Some of the people in this archive carried twenty years of operational knowledge and had roughly seventy-two hours to hand it to someone who did not yet know what questions to ask.
This book is about what gets lost in that handoff. And what does not have to.
He is the first of several people in this book who carry that kind of knowledge. You will also meet Sam, who manages critical national security infrastructure with the calm of someone who has already seen every possible way it can break. Mr. Kahale, who has forgotten more about sovereign land rights than most federal managers will ever learn. And the Union Steward, who figured out exactly how to make weaponized compliance work for the mission rather than against it, and has the bright orange vest to prove it.
The author voices all of them. No voice actors.
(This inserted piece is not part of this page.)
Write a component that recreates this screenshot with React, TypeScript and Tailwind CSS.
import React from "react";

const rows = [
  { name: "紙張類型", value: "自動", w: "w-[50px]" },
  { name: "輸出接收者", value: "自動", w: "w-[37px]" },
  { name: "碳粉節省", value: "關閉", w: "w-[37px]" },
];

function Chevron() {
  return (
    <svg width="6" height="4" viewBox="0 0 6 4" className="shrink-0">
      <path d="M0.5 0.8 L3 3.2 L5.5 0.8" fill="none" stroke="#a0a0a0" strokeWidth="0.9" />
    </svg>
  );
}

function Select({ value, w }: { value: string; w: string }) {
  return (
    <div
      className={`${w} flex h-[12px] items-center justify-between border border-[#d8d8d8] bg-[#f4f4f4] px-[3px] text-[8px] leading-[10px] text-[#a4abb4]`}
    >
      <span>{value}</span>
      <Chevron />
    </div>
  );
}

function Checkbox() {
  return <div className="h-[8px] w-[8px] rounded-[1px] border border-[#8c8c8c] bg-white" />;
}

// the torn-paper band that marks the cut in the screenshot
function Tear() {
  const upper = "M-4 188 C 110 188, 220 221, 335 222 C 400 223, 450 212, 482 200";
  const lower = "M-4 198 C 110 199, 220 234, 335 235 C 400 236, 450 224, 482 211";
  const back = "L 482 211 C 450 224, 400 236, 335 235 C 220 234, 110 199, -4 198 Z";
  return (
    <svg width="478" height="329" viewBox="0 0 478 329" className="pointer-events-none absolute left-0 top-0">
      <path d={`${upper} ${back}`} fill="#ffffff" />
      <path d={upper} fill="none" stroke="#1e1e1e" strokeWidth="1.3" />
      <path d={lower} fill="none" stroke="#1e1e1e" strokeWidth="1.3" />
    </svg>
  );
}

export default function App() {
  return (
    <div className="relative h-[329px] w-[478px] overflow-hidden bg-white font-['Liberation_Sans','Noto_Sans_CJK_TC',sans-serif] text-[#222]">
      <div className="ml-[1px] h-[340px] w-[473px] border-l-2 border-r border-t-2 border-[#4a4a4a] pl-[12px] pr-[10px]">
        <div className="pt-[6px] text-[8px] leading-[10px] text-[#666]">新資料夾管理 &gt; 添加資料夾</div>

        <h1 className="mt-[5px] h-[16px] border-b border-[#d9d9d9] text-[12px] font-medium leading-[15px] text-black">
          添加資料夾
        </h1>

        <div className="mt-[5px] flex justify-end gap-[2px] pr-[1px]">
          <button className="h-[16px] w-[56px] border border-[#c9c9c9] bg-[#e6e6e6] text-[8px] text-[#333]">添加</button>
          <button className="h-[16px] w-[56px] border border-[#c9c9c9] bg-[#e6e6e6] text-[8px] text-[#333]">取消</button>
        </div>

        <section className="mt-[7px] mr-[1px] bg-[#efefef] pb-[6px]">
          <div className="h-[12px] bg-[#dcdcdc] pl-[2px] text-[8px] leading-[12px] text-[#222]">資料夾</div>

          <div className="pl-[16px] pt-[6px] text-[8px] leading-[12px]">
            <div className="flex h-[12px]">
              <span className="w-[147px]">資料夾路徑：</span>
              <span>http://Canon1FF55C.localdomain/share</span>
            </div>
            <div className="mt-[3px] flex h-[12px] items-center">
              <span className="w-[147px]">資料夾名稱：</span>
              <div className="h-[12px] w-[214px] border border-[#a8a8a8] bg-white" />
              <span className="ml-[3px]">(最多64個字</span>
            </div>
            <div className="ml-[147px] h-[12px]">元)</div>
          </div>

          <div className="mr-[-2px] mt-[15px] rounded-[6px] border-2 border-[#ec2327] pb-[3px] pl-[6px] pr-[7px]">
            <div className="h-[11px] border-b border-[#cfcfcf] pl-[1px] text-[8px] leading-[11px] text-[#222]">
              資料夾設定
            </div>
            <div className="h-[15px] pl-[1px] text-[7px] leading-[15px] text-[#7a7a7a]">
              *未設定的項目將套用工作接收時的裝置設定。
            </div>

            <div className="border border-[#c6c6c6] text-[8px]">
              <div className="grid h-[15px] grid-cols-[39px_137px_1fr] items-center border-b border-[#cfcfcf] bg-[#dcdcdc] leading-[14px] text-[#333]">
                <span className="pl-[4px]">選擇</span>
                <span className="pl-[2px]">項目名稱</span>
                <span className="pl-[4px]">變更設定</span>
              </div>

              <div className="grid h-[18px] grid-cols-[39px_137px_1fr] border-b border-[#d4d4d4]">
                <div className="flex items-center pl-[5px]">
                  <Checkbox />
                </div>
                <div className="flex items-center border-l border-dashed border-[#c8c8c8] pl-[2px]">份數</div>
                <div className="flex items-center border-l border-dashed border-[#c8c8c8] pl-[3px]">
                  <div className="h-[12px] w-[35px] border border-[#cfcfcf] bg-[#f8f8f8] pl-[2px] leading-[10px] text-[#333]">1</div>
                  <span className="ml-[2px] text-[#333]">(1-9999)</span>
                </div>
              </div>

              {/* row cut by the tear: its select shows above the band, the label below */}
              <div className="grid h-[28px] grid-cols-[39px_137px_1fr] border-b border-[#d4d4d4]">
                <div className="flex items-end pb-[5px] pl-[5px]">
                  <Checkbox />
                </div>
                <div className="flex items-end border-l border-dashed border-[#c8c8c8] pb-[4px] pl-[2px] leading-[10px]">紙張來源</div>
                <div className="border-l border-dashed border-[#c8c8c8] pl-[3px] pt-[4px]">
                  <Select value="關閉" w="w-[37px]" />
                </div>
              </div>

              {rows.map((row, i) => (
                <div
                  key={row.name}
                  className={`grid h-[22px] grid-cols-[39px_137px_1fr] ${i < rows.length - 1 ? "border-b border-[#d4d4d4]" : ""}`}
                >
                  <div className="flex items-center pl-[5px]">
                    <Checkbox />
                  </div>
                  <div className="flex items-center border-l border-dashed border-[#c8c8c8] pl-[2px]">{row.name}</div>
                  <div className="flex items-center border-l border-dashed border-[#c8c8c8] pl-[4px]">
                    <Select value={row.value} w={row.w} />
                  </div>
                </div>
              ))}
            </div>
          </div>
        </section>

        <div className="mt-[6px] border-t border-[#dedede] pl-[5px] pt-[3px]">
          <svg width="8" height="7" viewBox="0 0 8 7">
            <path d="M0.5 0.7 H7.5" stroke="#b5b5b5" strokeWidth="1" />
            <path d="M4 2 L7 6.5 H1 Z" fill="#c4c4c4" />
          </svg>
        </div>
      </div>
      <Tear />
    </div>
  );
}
No AI. Just someone who was actually in the room with these people, trying to hand you the memory exactly as it sounds in his head.
That turns out to be enough.
In this serial podcast (Audiobook recording), Anthony Veltri opens up two decades of field notes from inside the federal machinery. From unpaved military roads in Hawaii to geospatial coordination at the Department of Homeland Security, you will hear the exact strategies needed to fix broken operational architecture without burning yourself out.
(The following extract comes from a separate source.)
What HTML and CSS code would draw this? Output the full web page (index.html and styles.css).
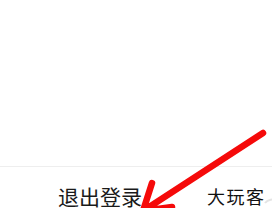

Through ongoing audio chapters, you will learn how to transition from constant crisis firefighting to structural resilience. Topics include:
Federation Over Integration: Building architecture that enables voluntary participation rather than forcing rigid compliance.
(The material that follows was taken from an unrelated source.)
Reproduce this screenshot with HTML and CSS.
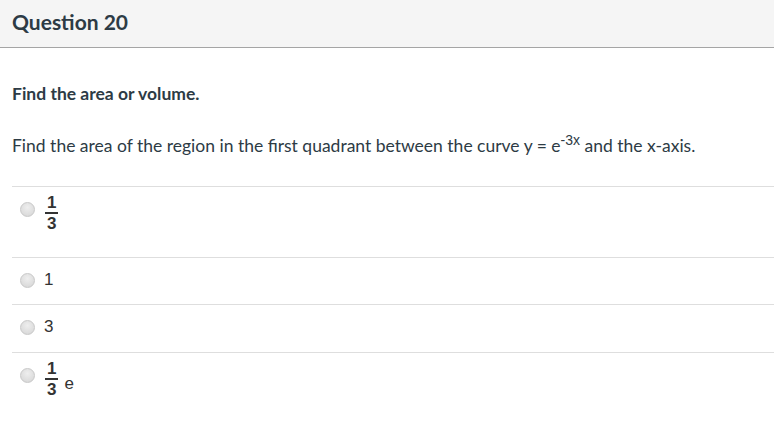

Interface Stewardship: Assigning explicit ownership to the connections and data feeds between autonomous organizations.
Weaponized Compliance: Protecting actual mission work from bureaucratic theater.
Capacity Over Heroics: Why systems that require individual heroes to function are actually structurally broken.
Stop being the hero who fights the system. Become the steward who builds it to last. Because the next guys deserve better than inheriting a broken system held together by heroes who left.
Explore the Full Archive
This audio series is just one part of the operational framework. For visual diagrams, ongoing field notes, and the complete, living practitioner archive known as The Doctrine, visit https://anthonyveltri.com/thenextguys.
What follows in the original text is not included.